* _DATA PROVIDED_
- - -

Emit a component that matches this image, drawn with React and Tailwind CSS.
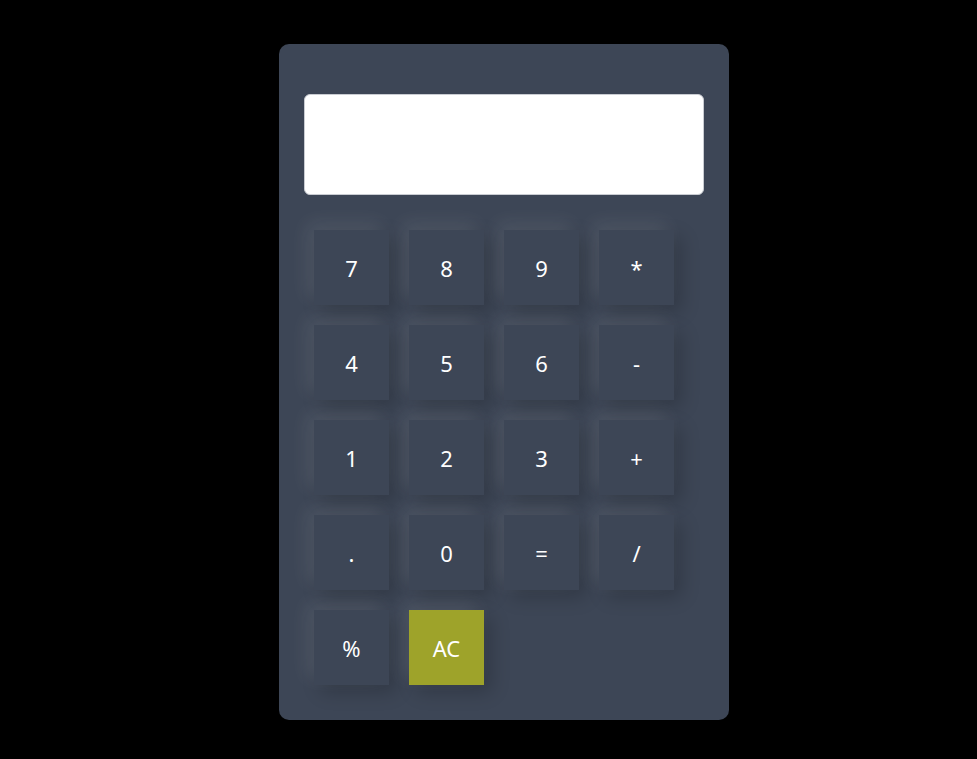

- - -

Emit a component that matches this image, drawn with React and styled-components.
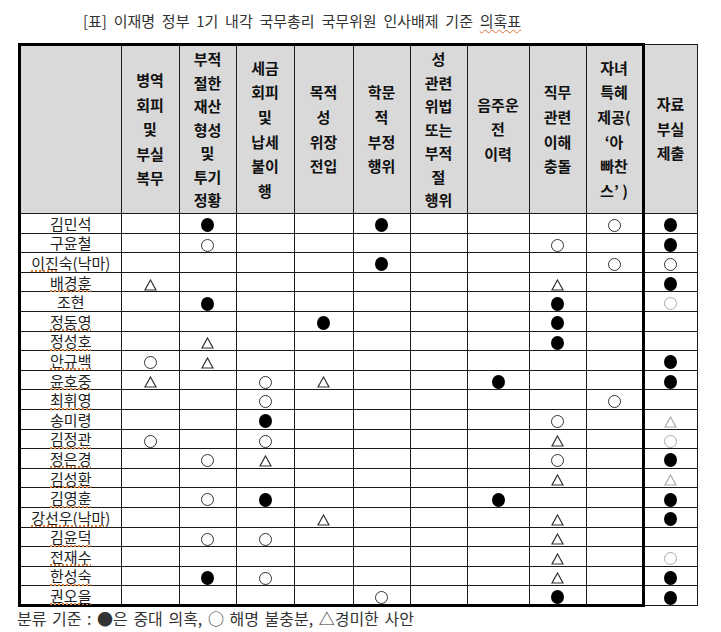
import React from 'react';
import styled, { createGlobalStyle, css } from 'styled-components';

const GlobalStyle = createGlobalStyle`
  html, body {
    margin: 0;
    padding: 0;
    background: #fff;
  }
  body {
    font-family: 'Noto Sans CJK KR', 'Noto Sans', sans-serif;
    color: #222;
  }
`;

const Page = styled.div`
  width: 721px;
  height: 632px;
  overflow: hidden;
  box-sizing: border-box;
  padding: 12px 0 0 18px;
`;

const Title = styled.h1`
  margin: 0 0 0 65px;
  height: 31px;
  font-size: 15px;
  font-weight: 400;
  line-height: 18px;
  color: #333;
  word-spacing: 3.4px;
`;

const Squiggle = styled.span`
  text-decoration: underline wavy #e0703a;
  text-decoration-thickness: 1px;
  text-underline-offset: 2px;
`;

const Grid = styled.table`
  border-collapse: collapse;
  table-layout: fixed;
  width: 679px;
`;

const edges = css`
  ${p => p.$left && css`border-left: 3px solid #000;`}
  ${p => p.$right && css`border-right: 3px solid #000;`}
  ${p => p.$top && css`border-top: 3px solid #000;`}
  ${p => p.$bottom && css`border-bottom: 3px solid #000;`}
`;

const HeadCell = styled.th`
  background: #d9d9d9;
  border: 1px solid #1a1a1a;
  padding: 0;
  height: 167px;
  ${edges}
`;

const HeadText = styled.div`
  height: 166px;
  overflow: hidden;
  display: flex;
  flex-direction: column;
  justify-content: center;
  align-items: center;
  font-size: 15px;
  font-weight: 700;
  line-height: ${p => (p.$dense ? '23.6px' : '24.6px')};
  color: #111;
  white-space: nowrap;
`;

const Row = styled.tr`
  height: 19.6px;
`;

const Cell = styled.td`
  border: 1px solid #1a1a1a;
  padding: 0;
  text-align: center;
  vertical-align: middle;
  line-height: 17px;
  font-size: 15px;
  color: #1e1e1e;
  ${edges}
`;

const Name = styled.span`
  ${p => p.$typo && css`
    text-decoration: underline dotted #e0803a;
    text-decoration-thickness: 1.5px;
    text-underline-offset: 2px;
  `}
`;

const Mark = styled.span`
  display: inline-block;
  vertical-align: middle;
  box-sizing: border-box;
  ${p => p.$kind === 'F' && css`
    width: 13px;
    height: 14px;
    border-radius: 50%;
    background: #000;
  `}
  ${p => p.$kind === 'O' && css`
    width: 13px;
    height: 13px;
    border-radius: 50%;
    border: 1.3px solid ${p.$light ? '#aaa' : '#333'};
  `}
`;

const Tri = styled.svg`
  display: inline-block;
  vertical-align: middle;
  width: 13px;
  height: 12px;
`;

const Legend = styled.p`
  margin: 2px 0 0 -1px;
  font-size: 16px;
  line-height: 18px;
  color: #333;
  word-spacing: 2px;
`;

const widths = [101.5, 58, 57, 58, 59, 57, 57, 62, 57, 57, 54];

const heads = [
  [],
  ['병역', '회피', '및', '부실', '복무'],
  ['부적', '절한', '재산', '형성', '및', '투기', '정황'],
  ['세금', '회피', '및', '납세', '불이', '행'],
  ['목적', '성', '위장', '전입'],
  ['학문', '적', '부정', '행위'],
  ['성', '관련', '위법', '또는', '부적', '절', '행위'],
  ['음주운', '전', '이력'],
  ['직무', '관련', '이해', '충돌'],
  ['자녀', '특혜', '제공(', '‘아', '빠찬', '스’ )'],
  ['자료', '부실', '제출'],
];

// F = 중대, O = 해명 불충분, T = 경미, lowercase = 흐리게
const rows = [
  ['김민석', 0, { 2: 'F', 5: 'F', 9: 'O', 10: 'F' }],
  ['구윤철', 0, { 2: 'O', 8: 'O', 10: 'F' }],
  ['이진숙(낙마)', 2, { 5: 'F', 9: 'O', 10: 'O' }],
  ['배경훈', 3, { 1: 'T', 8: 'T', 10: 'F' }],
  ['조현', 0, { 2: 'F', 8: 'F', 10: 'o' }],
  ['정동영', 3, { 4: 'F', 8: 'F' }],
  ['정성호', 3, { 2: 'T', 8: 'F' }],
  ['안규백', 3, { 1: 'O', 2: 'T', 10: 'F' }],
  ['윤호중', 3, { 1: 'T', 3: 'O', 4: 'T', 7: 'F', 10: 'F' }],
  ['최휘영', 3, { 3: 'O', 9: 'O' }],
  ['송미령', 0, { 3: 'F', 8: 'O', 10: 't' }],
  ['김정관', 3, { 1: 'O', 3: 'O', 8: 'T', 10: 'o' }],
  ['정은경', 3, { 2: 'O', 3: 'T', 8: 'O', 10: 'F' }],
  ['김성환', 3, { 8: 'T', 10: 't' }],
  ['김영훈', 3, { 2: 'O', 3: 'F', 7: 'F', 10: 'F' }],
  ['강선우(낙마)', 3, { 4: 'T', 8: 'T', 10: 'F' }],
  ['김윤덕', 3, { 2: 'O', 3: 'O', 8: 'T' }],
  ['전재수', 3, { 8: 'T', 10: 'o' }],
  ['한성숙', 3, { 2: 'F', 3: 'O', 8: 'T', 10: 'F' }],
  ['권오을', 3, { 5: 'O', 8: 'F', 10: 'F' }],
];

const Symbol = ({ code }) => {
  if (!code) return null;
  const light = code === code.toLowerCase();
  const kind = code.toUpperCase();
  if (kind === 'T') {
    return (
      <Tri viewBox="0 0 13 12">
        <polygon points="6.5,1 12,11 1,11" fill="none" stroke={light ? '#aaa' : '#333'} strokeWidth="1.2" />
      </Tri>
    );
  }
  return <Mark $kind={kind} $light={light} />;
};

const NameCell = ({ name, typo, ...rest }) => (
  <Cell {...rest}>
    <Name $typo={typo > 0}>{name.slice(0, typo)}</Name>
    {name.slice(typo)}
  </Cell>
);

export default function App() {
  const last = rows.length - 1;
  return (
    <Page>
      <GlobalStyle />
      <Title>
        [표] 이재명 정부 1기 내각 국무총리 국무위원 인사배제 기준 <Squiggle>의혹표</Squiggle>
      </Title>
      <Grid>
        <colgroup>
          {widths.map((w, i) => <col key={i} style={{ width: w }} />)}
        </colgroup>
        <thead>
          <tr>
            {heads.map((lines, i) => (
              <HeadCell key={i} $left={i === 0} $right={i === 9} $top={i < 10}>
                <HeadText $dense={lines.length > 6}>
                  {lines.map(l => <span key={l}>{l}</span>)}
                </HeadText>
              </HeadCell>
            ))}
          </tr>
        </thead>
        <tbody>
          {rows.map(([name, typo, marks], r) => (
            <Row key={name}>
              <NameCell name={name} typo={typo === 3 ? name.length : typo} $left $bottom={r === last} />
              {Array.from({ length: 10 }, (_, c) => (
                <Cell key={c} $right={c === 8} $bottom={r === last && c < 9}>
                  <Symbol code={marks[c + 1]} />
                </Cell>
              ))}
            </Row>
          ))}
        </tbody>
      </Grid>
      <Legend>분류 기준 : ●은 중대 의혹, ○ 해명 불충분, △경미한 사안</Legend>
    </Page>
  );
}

- - -

* _GIVEN EXERCISE_
In the listing above, locate each line with "components" and copy it.

* _TASK RESPONSE_
Emit a component that matches this image, drawn with React and styled-components.
import styled, { createGlobalStyle, css } from 'styled-components';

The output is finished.